Aveva un fascino magnetico: come mai? Tomba:
«Si può spiegare così: estroverso, bolognese, con la faccia diversa dai montanari che hanno le piste sotto casa. E poi: amore e odio, due opposti che hanno segnato la mia carriera».
Ricorda la prima volta sugli sci?
«No. Avrò avuto 7 anni, o forse 5, ma non rammento nulla. Non immaginavo però di arrivare a certi livelli, tutto è andato oltre i sogni: pensavo di arrivare ai Giochi, ma non di vincerli e men che meno di conquistare tre ori».
Quanti ne ha messi in soggezione psicologica?
«Tanti. Una volta alla prima porta sento “stop, stop, stop” e mi fermo. Stangassinger era in testa, ma alla fine ho vinto io, sotto la pioggia. A Lech commisi un errore, persi 2 secondi però rimontai e li battei tutti. Mi subivano? Forse sì».
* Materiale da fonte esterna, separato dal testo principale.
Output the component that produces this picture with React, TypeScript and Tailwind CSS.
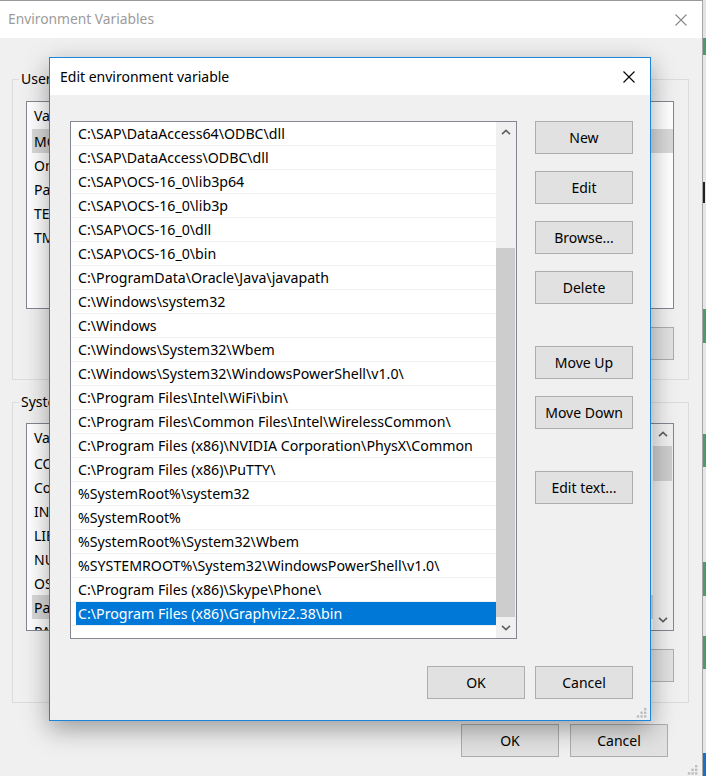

Diceva che quelli della Federazione Internazionale la osteggiavano: Tomba dava fastidio?
«Forse hanno preferito che vincessero Girardelli e Zurbriggen piuttosto che un bolognese cittadino. Io ho portato l’audience ed è cambiato tutto. Mi hanno fatto i complimenti, ma quando ho smesso molti erano contenti».
Lei e Bode Miller siete stati, e siete ancora, popolari come pochi. Come mai? Tomba:
«Perché eravamo diversi. Bode più di me: lo vedevi in giro a ballare e a bere birra. Del resto uno che ha attaccato la medaglia d’oro allo sciacquone del gabinetto è come minimo originale».
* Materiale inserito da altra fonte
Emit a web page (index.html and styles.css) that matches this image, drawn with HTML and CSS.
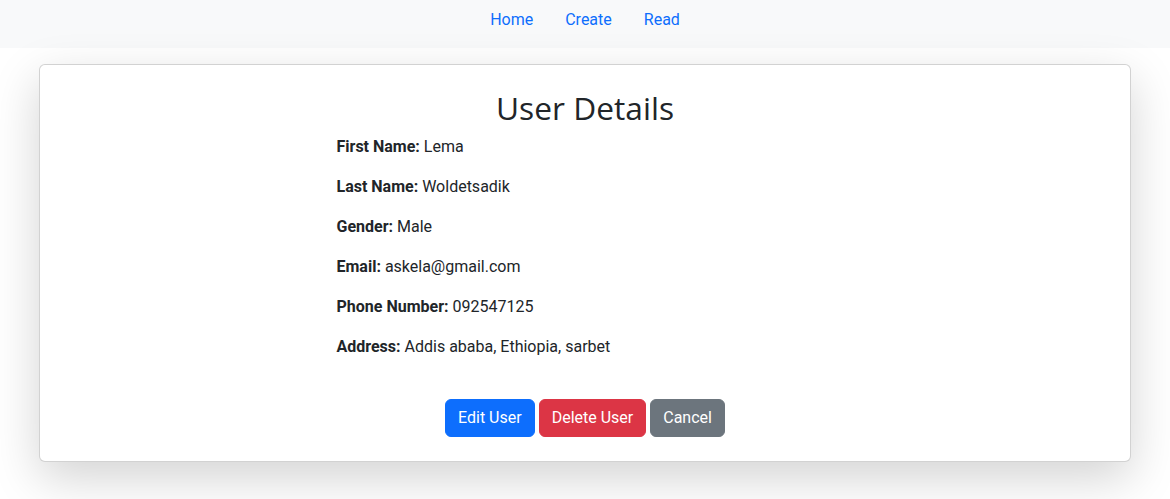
FILE: index.html
```html
<!DOCTYPE html>
<html lang="en">
<head>
<meta charset="utf-8">
<title>User Details</title>
<link rel="stylesheet" href="styles.css">
</head>
<body>
<nav class="navbar">
  <ul class="nav">
    <li><a class="nav-link" href="#">Home</a></li>
    <li><a class="nav-link" href="#">Create</a></li>
    <li><a class="nav-link" href="#">Read</a></li>
  </ul>
</nav>
<main class="container">
  <div class="card">
    <h2 class="title">User Details</h2>
    <div class="details">
      <p><strong>First Name:</strong> Lema</p>
      <p><strong>Last Name:</strong> Woldetsadik</p>
      <p><strong>Gender:</strong> Male</p>
      <p><strong>Email:</strong> askela@gmail.com</p>
      <p><strong>Phone Number:</strong> 092547125</p>
      <p><strong>Address:</strong> Addis ababa, Ethiopia, sarbet</p>
    </div>
    <div class="actions">
      <button class="btn btn-primary">Edit User</button>
      <button class="btn btn-danger">Delete User</button>
      <button class="btn btn-secondary">Cancel</button>
    </div>
  </div>
</main>
</body>
</html>
```
FILE: styles.css
```css
* { box-sizing: border-box; }
html { background: #fff; }
body {
  margin: 0;
  min-height: 100vh;
  font-family: Roboto, "Open Sans", sans-serif;
  font-size: 16px;
  line-height: 24px;
  color: #212529;
  background: #fff;
}
.navbar {
  background: #f8f9fa;
  height: 48px;
  padding-top: 8px;
}
.nav {
  list-style: none;
  margin: 0;
  padding: 0;
  display: flex;
  justify-content: center;
}
.nav-link {
  display: block;
  padding: 0 16px;
  color: #0d6efd;
  text-decoration: none;
}
.container {
  width: 1092px;
  margin: 16px auto 0;
  padding-bottom: 48px;
}
.card {
  background: #fff;
  border: 1px solid rgba(0, 0, 0, 0.175);
  border-radius: 6px;
  box-shadow: 0 16px 48px rgba(0, 0, 0, 0.175);
  padding: 24px;
  display: flex;
  flex-direction: column;
}
.title {
  margin: 0 0 8px;
  text-align: center;
  font-family: "Open Sans", Roboto, sans-serif;
  font-size: 31.7px;
  font-weight: 500;
  line-height: 38px;
}
.details {
  width: 50%;
  margin-left: 25%;
  padding: 0 12px;
}
.details p {
  margin: 0 0 16px;
}
.details strong { font-weight: 700; }
.actions {
  margin-top: 24px;
  display: flex;
  justify-content: center;
  gap: 4px;
}
.btn {
  font-family: inherit;
  font-size: 16px;
  line-height: 24px;
  padding: 6px 12px;
  border: 1px solid transparent;
  border-radius: 6px;
  color: #fff;
  cursor: pointer;
}
.btn-primary { background: #0d6efd; border-color: #0d6efd; }
.btn-danger { background: #dc3545; border-color: #dc3545; }
.btn-secondary { background: #6c757d; border-color: #6c757d; }
```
Crede che il successo sia legato all’immagine da «macho italiano»?
«Sì: essere un sex symbol aiuta, ma poi devi anche essere vincente».
Quante ragazze ha avuto? Tomba:
«Sul piano affettivo poche, ma ne ho conosciute parecchie. Sì, certo, si avvicinavano prima di tutto perché ero famoso: non è facile tenere i conti… Comunque, altri tempi, ma il corteggiamento era più bello una volta».
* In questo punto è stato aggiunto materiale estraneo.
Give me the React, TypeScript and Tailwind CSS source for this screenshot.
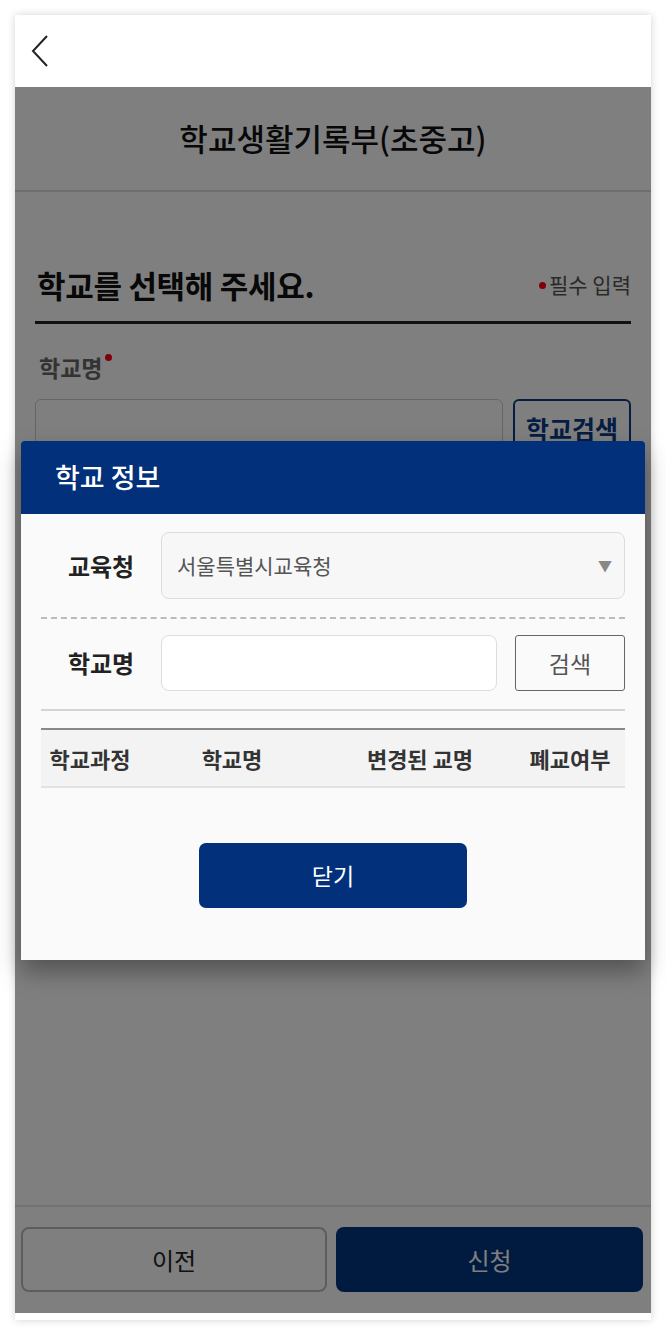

Qualche ipercritico sostiene che lei è troppo legato alla mamma. Tomba:
«È ovvio che sia così e comunque non è troppo. Già a 15 anni ero in giro per il mondo, lei era in pensiero: la chiamavo dalle cabine telefoniche o dalle stanze d’albergo. E quando partivo mi dava la pasta, l’olio, il parmigiano: ci teneva, invece mio padre era burbero e “selvaggio”».
Teme che nel tempo ci si dimentichi di Alberto Tomba?
«C’è chi mi dice: ti ricorderemo sempre. Per ora è vero e mi commuovo per l’affetto che mi riservano: adesso capisco quanto ho combinato».
Tomba amava la ribalta o era la ribalta che andava da Tomba?
«Entrambe le cose. I 20 mila tifosi sugli spalti non mi davano pressione, semmai mi caricavano».
Ha avuto più amici o nemici?
«Dico 70% amici e 30% nemici».
Lei vinceva ridendo. Oggi accade di meno.
«Viviamo anche in tempi più difficili, il nuovo millennio è un disastro. Rimpiango gli anni 80 e 90».
Gioele Dix la imitava: le dava fastidio?
«Gioele è stato a casa mia. Lo sfottò lo accettavo, non mi andava invece il “bella gnocca”, perché io dicevo semmai “bella bimba”. Lo sapete che quando incontravo i ragazzini partiva proprio il “bella gnocca”? Diseducativo».